*Task objective*: Retype the lines beneath this one, from the first through the line containing "23, 23, 23];". Pictures are left out.

*Supplied information*:
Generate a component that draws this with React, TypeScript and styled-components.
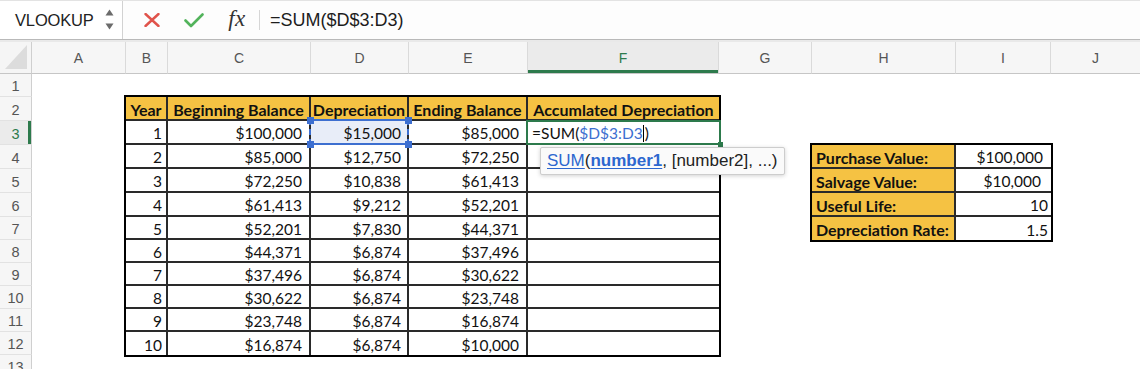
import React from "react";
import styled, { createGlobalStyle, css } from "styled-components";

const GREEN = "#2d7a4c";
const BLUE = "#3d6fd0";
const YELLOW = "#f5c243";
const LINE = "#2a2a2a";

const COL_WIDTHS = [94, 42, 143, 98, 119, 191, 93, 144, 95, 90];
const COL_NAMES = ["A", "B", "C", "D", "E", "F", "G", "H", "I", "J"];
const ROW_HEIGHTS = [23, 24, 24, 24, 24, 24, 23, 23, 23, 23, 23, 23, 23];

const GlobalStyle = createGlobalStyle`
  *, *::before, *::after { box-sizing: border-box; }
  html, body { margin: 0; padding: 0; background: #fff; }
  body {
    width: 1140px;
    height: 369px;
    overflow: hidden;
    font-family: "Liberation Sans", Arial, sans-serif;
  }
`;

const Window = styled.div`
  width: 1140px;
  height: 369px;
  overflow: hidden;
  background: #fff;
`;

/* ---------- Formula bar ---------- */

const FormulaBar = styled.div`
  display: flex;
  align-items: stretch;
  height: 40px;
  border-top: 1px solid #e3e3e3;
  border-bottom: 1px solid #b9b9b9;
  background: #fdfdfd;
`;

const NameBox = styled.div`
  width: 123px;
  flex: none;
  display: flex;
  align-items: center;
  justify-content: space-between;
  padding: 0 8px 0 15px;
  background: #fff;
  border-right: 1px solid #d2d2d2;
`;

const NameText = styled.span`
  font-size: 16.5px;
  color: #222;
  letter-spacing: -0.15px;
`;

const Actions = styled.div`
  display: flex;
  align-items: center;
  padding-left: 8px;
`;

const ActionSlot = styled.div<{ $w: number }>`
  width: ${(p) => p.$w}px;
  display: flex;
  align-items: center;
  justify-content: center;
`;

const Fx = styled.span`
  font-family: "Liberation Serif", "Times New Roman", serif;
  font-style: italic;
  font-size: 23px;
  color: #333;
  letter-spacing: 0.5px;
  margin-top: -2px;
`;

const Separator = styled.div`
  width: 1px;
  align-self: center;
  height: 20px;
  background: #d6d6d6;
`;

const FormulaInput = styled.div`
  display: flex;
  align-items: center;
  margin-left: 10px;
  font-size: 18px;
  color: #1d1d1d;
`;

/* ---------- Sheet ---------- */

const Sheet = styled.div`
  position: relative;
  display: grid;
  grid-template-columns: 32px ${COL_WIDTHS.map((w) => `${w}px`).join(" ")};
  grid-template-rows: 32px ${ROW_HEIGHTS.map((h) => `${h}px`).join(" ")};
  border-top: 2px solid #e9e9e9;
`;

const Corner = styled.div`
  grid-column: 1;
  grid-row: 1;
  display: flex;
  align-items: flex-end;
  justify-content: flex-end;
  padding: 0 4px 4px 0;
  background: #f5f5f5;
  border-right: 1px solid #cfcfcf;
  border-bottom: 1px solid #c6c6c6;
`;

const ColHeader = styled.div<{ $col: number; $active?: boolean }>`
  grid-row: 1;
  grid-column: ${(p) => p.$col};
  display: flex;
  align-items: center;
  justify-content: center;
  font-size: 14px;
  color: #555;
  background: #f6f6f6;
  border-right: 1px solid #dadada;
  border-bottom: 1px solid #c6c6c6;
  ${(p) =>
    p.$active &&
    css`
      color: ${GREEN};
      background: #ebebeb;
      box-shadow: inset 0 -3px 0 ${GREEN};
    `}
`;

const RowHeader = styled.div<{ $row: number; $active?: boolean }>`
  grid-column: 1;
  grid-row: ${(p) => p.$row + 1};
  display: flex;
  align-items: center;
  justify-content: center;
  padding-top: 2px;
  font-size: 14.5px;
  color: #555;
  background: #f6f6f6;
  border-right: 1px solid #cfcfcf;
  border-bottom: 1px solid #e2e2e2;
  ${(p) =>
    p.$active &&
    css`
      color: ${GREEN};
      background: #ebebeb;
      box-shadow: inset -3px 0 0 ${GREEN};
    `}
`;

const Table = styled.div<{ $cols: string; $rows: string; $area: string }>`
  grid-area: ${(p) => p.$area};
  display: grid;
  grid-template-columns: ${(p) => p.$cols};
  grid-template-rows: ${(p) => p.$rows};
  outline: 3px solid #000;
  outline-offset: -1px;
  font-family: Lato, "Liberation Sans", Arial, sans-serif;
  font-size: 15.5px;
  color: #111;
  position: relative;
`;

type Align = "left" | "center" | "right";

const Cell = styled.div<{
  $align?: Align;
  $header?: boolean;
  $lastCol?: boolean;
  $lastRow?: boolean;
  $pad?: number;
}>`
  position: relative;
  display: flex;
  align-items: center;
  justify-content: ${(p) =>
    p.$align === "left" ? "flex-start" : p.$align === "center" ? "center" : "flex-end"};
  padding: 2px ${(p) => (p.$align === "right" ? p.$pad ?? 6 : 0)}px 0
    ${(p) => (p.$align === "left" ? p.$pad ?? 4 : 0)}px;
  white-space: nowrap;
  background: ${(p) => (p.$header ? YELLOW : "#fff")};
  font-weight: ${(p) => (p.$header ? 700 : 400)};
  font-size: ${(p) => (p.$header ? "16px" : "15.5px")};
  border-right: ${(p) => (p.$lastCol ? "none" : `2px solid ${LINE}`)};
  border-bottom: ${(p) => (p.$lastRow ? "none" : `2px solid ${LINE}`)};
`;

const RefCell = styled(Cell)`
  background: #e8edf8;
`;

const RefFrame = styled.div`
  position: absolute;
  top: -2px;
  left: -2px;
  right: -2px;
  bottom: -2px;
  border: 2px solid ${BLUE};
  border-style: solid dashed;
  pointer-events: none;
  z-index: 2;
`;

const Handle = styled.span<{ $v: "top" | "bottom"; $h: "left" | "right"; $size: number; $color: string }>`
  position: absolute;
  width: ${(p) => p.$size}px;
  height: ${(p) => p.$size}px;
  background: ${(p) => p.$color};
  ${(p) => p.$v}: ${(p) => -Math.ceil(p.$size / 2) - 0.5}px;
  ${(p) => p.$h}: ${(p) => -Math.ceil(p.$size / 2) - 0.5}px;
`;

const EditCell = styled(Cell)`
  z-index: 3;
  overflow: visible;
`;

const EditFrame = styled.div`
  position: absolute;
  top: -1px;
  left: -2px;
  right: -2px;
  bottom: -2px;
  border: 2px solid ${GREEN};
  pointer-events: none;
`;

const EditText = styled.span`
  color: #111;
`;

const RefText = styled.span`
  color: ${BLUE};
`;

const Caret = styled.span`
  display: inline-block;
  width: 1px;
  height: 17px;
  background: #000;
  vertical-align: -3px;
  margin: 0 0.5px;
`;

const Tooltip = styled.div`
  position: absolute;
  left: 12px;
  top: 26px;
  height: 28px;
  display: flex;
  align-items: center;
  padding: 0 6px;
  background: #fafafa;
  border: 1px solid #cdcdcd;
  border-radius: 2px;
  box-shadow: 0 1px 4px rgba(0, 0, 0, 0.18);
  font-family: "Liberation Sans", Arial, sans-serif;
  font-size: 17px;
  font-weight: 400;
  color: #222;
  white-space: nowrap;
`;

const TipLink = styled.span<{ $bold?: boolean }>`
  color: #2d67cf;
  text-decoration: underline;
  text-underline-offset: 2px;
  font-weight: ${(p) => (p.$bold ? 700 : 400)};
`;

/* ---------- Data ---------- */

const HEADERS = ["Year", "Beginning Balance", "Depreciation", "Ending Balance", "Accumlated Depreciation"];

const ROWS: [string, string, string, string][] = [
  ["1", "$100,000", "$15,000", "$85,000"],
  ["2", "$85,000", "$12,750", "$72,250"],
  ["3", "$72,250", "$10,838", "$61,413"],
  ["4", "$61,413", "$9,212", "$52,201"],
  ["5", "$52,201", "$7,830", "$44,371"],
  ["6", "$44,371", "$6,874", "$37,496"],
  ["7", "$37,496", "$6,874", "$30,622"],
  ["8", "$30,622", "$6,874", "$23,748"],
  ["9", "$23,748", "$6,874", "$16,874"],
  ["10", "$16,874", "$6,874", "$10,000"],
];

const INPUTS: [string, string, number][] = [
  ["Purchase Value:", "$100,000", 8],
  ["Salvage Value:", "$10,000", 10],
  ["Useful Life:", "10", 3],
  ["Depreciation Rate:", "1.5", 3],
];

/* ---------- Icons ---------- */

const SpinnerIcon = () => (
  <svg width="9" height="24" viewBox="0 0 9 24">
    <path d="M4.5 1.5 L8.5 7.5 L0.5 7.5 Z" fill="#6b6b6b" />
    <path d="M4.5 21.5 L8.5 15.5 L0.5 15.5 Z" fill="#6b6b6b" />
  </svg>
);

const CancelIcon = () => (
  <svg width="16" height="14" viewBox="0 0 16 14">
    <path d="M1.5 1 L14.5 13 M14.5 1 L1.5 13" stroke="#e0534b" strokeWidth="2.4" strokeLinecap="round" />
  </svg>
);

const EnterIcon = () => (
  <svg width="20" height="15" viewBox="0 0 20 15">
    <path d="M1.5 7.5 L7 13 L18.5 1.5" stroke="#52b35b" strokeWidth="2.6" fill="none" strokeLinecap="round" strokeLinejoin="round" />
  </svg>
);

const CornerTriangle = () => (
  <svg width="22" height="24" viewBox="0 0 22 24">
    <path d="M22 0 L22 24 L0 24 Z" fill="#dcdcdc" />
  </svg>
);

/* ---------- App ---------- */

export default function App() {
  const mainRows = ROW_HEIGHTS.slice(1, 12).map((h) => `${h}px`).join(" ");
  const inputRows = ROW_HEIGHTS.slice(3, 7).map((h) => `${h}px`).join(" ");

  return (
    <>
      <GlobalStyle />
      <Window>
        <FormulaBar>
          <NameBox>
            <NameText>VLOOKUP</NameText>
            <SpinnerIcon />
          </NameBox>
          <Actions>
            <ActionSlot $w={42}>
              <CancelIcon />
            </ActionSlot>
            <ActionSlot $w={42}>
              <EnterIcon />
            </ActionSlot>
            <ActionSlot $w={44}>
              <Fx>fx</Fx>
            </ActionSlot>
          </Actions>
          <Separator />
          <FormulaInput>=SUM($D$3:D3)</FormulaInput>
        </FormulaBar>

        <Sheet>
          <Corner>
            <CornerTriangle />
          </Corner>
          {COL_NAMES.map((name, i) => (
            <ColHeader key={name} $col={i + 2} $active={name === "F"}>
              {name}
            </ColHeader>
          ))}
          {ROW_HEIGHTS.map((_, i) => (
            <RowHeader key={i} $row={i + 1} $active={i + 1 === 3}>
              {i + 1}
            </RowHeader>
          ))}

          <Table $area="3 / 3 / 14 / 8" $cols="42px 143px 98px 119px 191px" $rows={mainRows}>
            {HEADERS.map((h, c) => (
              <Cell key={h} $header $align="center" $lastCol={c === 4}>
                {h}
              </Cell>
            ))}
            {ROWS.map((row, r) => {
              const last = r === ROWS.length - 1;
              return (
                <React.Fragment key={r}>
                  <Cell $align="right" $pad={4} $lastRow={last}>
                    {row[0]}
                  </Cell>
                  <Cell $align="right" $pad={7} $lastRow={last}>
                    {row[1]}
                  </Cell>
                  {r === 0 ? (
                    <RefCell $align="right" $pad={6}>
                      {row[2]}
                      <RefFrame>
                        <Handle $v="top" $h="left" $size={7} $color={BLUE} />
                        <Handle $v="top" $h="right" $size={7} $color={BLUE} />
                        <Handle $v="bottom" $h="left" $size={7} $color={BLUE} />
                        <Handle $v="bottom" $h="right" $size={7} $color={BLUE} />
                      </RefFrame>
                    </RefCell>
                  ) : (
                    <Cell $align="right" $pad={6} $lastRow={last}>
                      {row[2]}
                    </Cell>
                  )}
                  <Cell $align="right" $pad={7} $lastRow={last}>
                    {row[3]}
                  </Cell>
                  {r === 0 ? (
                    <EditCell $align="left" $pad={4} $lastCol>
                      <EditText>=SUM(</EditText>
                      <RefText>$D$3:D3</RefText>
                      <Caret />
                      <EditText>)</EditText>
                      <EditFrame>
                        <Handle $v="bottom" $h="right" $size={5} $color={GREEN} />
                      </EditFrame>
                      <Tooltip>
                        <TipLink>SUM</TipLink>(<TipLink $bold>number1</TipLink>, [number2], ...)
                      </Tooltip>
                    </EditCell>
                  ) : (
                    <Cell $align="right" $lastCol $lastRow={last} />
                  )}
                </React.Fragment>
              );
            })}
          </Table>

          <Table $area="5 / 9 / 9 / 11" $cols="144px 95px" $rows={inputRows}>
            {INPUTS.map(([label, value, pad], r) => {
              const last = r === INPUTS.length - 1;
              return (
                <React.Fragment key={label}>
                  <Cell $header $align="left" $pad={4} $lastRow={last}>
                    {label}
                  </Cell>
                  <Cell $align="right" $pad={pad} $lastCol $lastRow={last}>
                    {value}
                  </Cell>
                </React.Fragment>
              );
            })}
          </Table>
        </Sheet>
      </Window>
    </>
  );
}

*Complete output*:
Generate a component that draws this with React, TypeScript and styled-components.
import React from "react";
import styled, { createGlobalStyle, css } from "styled-components";

const GREEN = "#2d7a4c";
const BLUE = "#3d6fd0";
const YELLOW = "#f5c243";
const LINE = "#2a2a2a";

const COL_WIDTHS = [94, 42, 143, 98, 119, 191, 93, 144, 95, 90];
const COL_NAMES = ["A", "B", "C", "D", "E", "F", "G", "H", "I", "J"];
const ROW_HEIGHTS = [23, 24, 24, 24, 24, 24, 23, 23, 23, 23, 23, 23, 23];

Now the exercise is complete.